Table of Contents
-
Understanding Legacy Python Projects and TDD
- What is a Legacy Project?
- What is TDD? Core Principles
- Why TDD in Legacy Projects?
-
Challenges of Implementing TDD in Legacy Codebases
- Lack of Existing Tests
- Tight Coupling and Poor Design
- Fear of Breaking Changes
- Team Resistance
-
Step-by-Step Guide to Implementing TDD in Legacy Python Projects
- Step 1: Assess the Current State
- Step 2: Set Up Testing Infrastructure
- Step 3: Start with “Characterization Tests”

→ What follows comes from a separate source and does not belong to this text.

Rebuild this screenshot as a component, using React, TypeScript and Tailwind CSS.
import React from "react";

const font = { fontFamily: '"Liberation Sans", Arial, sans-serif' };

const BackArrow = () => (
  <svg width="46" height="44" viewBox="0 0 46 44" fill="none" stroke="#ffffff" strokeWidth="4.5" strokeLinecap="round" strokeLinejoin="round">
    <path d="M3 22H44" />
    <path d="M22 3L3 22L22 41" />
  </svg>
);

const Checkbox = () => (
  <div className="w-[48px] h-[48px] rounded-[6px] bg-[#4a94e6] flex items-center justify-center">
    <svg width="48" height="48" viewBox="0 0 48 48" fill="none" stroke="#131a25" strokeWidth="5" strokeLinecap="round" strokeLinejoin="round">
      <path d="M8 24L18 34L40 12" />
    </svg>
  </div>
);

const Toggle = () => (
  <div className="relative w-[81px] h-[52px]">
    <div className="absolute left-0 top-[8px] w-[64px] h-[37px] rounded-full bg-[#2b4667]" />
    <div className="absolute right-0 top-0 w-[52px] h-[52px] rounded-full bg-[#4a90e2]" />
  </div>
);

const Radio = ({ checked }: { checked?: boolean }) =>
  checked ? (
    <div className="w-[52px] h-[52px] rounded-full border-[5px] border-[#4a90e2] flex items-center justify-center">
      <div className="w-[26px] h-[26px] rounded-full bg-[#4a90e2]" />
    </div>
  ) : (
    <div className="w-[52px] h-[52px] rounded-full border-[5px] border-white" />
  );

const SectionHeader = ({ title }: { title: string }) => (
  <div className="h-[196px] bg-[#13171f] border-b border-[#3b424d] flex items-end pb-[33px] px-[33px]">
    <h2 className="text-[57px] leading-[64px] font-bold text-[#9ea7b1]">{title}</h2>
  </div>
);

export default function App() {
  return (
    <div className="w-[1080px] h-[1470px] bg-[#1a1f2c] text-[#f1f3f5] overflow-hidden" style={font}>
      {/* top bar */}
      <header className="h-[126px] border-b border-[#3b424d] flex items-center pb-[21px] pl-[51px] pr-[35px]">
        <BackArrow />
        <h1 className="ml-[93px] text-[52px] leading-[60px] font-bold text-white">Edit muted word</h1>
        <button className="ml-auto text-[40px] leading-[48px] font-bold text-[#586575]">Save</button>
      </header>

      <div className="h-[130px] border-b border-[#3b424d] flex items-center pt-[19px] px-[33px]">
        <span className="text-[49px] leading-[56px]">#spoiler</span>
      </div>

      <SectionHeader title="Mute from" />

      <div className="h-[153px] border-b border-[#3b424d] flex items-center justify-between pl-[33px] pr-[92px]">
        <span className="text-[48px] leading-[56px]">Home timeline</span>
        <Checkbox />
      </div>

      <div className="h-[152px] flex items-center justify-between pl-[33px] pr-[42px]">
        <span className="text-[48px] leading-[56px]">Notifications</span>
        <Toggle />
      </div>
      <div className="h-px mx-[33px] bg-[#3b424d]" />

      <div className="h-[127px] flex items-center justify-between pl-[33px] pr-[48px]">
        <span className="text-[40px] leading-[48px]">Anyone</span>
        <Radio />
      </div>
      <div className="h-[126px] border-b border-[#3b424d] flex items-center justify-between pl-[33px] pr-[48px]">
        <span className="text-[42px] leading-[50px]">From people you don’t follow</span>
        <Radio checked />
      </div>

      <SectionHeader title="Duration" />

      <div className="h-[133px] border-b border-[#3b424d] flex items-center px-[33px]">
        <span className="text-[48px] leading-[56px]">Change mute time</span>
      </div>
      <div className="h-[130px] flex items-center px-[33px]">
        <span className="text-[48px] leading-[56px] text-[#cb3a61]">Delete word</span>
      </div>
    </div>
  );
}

- Step 4: Refactor Safely with Tests
- Step 5: Incrementally Adopt TDD for New Features
- Step 6: Expand Test Coverage Strategically
-
Essential Tools for TDD in Python Legacy Projects
- Testing Frameworks: pytest and unittest
- Mocking Libraries: unittest.mock and pytest-mock
- Coverage Tools: coverage.py
- CI/CD Integration
-
Real-World Example: TDD in a Legacy Python Service
- Project Background
- Initial State Assessment
- Implementing Characterization Tests
- Refactoring with TDD
- Outcomes and Lessons Learned
-
Common Pitfalls and How to Avoid Them
- Overlooking Test Isolation
- Writing Flaky Tests
- Neglecting Test Maintenance
- Rushing the Process
1. Understanding Legacy Python Projects and TDD
What is a Legacy Project?
A “legacy project” is not defined by age alone. It’s characterized by:
- Lack of automated tests: No safety net for refactoring or changes.

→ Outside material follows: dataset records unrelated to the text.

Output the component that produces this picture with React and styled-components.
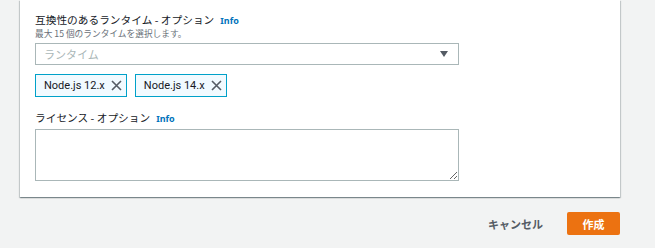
import React from 'react';
import styled, { createGlobalStyle } from 'styled-components';

const GlobalStyle = createGlobalStyle`
  body {
    margin: 0;
    background: #f2f3f3;
    font-family: "Noto Sans CJK JP", "Noto Sans", sans-serif;
    color: #16191f;
  }
`;

const Page = styled.div`
  width: 655px;
  height: 248px;
  padding-left: 20px;
  box-sizing: border-box;
  overflow: hidden;
`;

const Panel = styled.div`
  width: 600px;
  background: #fff;
  box-sizing: border-box;
  padding: 12px 15px 16px;
  box-shadow: 0 1px 1px 0 rgba(0, 28, 36, 0.3), 1px 1px 1px 0 rgba(0, 28, 36, 0.15),
    -1px 1px 1px 0 rgba(0, 28, 36, 0.15);
`;

const Field = styled.div`
  margin-bottom: ${({ $gap }) => $gap || 0}px;
`;

const Label = styled.div`
  display: flex;
  align-items: baseline;
  gap: 6px;
  font-size: 10.7px;
  line-height: 15px;
  color: #16191f;
`;

const Info = styled.span`
  font-size: 9px;
  font-weight: 700;
  color: #0073bb;
  font-family: "Noto Sans", sans-serif;
`;

const Hint = styled.div`
  font-size: 8.7px;
  line-height: 11px;
  color: #687078;
`;

const Select = styled.div`
  margin-top: 4px;
  width: 424px;
  height: 22px;
  box-sizing: border-box;
  border: 1px solid #aab7b8;
  display: flex;
  align-items: center;
  justify-content: space-between;
  padding: 0 10px 0 8px;
  font-size: 11px;
  color: #aab7b8;
`;

const Caret = styled.span`
  width: 0;
  height: 0;
  border-left: 4px solid transparent;
  border-right: 4px solid transparent;
  border-top: 6px solid #545b64;
`;

const Tokens = styled.div`
  display: flex;
  gap: 8px;
  margin-top: 9px;
`;

const Token = styled.div`
  display: flex;
  align-items: center;
  gap: 6px;
  height: 23px;
  box-sizing: border-box;
  border: 1px solid #00a1c9;
  background: #f1faff;
  padding: 0 4px 0 8px;
  font-family: Roboto, "Noto Sans", sans-serif;
  font-size: 11px;
  color: #16191f;
`;

const Close = styled.svg`
  width: 11px;
  height: 11px;
`;

const TextArea = styled.textarea`
  display: block;
  margin-top: 3px;
  width: 424px;
  height: 52px;
  box-sizing: border-box;
  border: 1px solid #aab7b8;
  border-radius: 0;
  resize: vertical;
  padding: 4px 8px;
`;

const Footer = styled.div`
  width: 600px;
  display: flex;
  justify-content: flex-end;
  align-items: center;
  gap: 24px;
  padding-top: 15px;
`;

const LinkButton = styled.button`
  border: none;
  background: none;
  padding: 0;
  font-family: "Noto Sans CJK JP", sans-serif;
  font-size: 11px;
  font-weight: 700;
  color: #545b64;
`;

const PrimaryButton = styled.button`
  width: 53px;
  height: 23px;
  border: none;
  border-radius: 2px;
  background: #ec7211;
  color: #fff;
  font-family: "Noto Sans CJK JP", sans-serif;
  font-size: 11px;
  font-weight: 700;
  padding: 0;
`;

const X = () => (
  <Close viewBox="0 0 11 11">
    <path d="M1 1 L10 10 M10 1 L1 10" stroke="#545b64" strokeWidth="1.6" fill="none" />
  </Close>
);

export default function App() {
  return (
    <Page>
      <GlobalStyle />
      <Panel>
        <Field $gap={13}>
          <Label>
            互換性のあるランタイム - オプション <Info>Info</Info>
          </Label>
          <Hint>最大 15 個のランタイムを選択します。</Hint>
          <Select>
            ランタイム
            <Caret />
          </Select>
          <Tokens>
            <Token>
              Node.js 12.x <X />
            </Token>
            <Token>
              Node.js 14.x <X />
            </Token>
          </Tokens>
        </Field>
        <Field>
          <Label>
            ライセンス - オプション <Info>Info</Info>
          </Label>
          <TextArea />
        </Field>
      </Panel>
      <Footer>
        <LinkButton>キャンセル</LinkButton>
        <PrimaryButton>作成</PrimaryButton>
      </Footer>
    </Page>
  );
}
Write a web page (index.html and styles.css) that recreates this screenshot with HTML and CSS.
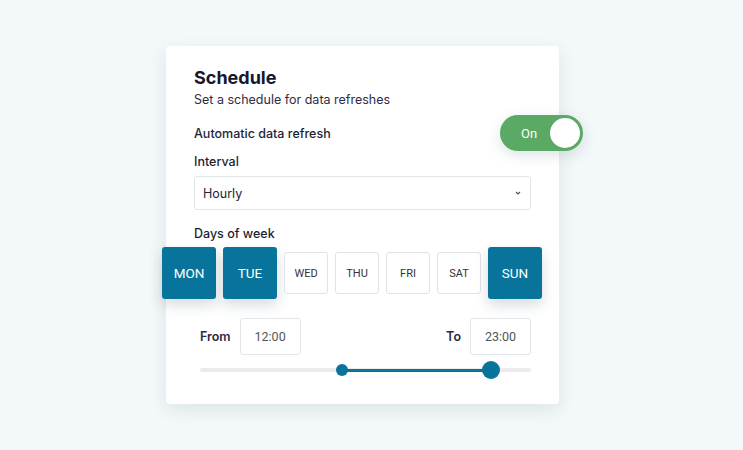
FILE: index.html
```html
<!DOCTYPE html>
<html lang="en">
<head>
    <meta charset="UTF-8">
    <meta name="viewport" content="width=device-width, initial-scale=1.0">
    <link rel="stylesheet" href="styles.css">
</head>
<body>

    <div class="card">
        <h1>Schedule</h1>
        <p class="subtitle">Set a schedule for data refreshes</p>

        <div class="refresh-row">
            <span class="label">Automatic data refresh</span>
            <div class="toggle">
                <span class="toggle-text">On</span>
                <span class="knob"></span>
            </div>
        </div>

        <div class="label interval-label">Interval</div>
        <div class="select">
            <span>Hourly</span>
            <svg width="8" height="6" viewBox="0 0 8 6"><path d="M2 2 L4 4 L6 2" fill="none" stroke="#555" stroke-width="1.2"/></svg>
        </div>

        <div class="label days-label">Days of week</div>
        <div class="days">
            <div class="day active">MON</div>
            <div class="day active">TUE</div>
            <div class="day">WED</div>
            <div class="day">THU</div>
            <div class="day">FRI</div>
            <div class="day">SAT</div>
            <div class="day active">SUN</div>
        </div>

        <div class="time-row">
            <div class="time-group">
                <span class="time-label">From</span>
                <div class="time-box">12:00</div>
            </div>
            <div class="time-group">
                <span class="time-label">To</span>
                <div class="time-box">23:00</div>
            </div>
        </div>

        <div class="slider">
            <div class="track">
                <div class="range" style="left: 43%; width: 44.8%;"></div>
                <div class="thumb small" style="left: 43%;"></div>
                <div class="thumb big" style="left: 87.8%;"></div>
            </div>
        </div>
    </div>

</body>
</html>
```

FILE: styles.css
```css
body {
    margin: 0;
    width: 743px;
    height: 450px;
    background-color: #f3f8f9;
    font-family: Inter, "Noto Sans", sans-serif;
    color: #1d1f36;
    overflow: hidden;
}

.card {
    width: 337px;
    margin: 46px 0 0 166px;
    padding: 21px 28px 32px 28px;
    background: #fff;
    border-radius: 4px;
    box-shadow: 0 6px 18px rgba(40, 70, 80, 0.10);
}

h1 {
    font-size: 18px;
    font-weight: 700;
    margin: 0;
    line-height: 22px;
    color: #15172e;
}

.subtitle {
    font-size: 12.5px;
    margin: 2px 0 0 0;
    line-height: 18px;
    color: #2c2e44;
}

.label {
    font-size: 12.5px;
    font-weight: 500;
    color: #1d1f36;
}

.refresh-row {
    display: flex;
    justify-content: space-between;
    align-items: center;
    margin: 6px -52px 0 0;
    height: 36px;
}

.toggle {
    width: 83px;
    height: 36px;
    border-radius: 18px;
    background: #5aa964;
    display: flex;
    align-items: center;
    justify-content: space-between;
    padding: 0 3px 0 21px;
    box-sizing: border-box;
    box-shadow: 0 4px 14px rgba(60, 100, 110, 0.18);
}

.toggle-text {
    font-family: Roboto, sans-serif;
    color: #fff;
    font-size: 13px;
}

.knob {
    width: 30px;
    height: 30px;
    border-radius: 50%;
    background: #fff;
}

.interval-label {
    margin-top: 2px;
    line-height: 18px;
}

.select {
    margin-top: 5px;
    height: 34px;
    border: 1px solid #e2e6e8;
    border-radius: 3px;
    box-sizing: border-box;
    display: flex;
    align-items: center;
    justify-content: space-between;
    padding: 0 8px 0 8px;
    font-size: 12.5px;
    color: #1d1f36;
}

.days-label {
    margin-top: 15px;
    line-height: 18px;
}

.days {
    display: flex;
    align-items: center;
    gap: 7px;
    margin: 4px -12px 0 -32px;
    height: 52px;
}

.day {
    flex-shrink: 0;
    width: 44px;
    height: 42px;
    border: 1px solid #e0e3e6;
    border-radius: 3px;
    box-sizing: border-box;
    display: flex;
    align-items: center;
    justify-content: center;
    font-family: Roboto, sans-serif;
    font-size: 11px;
    font-weight: 400;
    color: #333;
    background: #fff;
}

.day.active {
    width: 54px;
    height: 52px;
    border: none;
    background: #08749c;
    color: #fff;
    font-size: 13.5px;
    box-shadow: 0 6px 14px rgba(20, 60, 80, 0.18);
}

.time-row {
    display: flex;
    justify-content: space-between;
    margin: 19px 0 0 6px;
}

.time-group {
    display: flex;
    align-items: center;
    gap: 9px;
}

.time-label {
    font-size: 12.5px;
    font-weight: 600;
    color: #2a2c44;
}

.time-box {
    width: 61px;
    height: 37px;
    border: 1px solid #e2e6e8;
    border-radius: 3px;
    box-sizing: border-box;
    display: flex;
    align-items: center;
    justify-content: center;
    font-family: Roboto, sans-serif;
    font-size: 12.5px;
    color: #555;
}

.slider {
    margin: 13px 0 0 6px;
    height: 4px;
}

.track {
    position: relative;
    height: 4px;
    border-radius: 2px;
    background: #ebebeb;
}

.range {
    position: absolute;
    top: 0.5px;
    height: 3px;
    background: #08749c;
}

.thumb {
    position: absolute;
    border-radius: 50%;
    background: #08749c;
    transform: translate(-50%, -50%);
    top: 2px;
}

.thumb.small {
    width: 12px;
    height: 12px;
}

.thumb.big {
    width: 18px;
    height: 18px;
}
```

- Poor code quality: Spaghetti code, duplicated logic, and unclear boundaries between components.
- Tight coupling: Dependencies between modules (e.g., direct database calls in business logic) make isolated testing impossible.
- Outdated documentation: Code behavior is known only to long-tenured team members.
Legacy Python projects often start as small scripts or prototypes that grew organically, with little focus on scalability or maintainability.
What is TDD? Core Principles
Test-Driven Development (TDD) is a software development practice with three core principles:
- Red-Green-Refactor: Write a failing test (red), write the minimal code to pass it (green), then refactor for clarity and efficiency (refactor).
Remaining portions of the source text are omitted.